You pick the track based on campaign urgency, not default to the same timeline.

4. Exit Criteria (Don’t Overthink It)
We set success thresholds before we test:

  • Minimum engagement rate (2x baseline)
  • Minimum consistency (80%+ of creators produce acceptable output)
  • Minimum clarity (we can articulate why it worked)

If you miss 2 of 3, you iterate the brief or ditch the concept. You don’t just test longer.

5. The Real Unlock: Cost Discipline
Test budget is never more than 15% of launch budget. This forces you to be realistic about testing and prevents analysis paralysis.

Love this question because testing is where I see agencies lose the most money.

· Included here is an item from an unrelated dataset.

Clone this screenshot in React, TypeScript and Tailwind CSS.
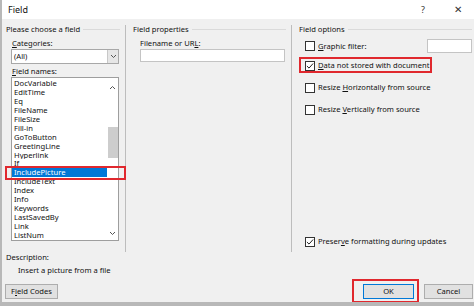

Here’s what I do, honestly: I treat testing like you’d treat a networking event. You’re not trying to make the sale—you’re trying to learn. So I test:

  1. The concept (is the idea viable?)
  2. The brief (can creators understand what you want?)
  3. The creator fit (which creator profiles work best?)
  4. The timeline (how fast can you actually iterate?)

Most people test only the concept. That’s why they get surprised at scale.

For the testing structure itself:

  • I do 2-week tests, minimum. Anything shorter and you’re just getting noise.
  • I test with 6-8 creators in the primary market, 4-5 in secondary
  • I measure three things: engagement, output quality consistency, time to first revision
  • I pay creators their normal rate + a 20% bonus to incentivize speed (because real campaigns move fast, and testing should mimic that)

The trick that most people miss: test your scaffolding, not just the creative. By scaffolding, I mean: the brief template, the revision process, the communication channels, the timeline. If your testing framework itself is clunky, you’ll never spot whether the concept is good or your process sucks.

I’ve had concepts that looked mediocre in test but crushed at launch because we fixed the process based on test learnings.

For bilingual testing: test both markets simultaneously but independently. Don’t make US creators see what Russian creators did or vice versa—that biases their work. But compare results in parallel. You’ll see if something is culturally specific or universally strong.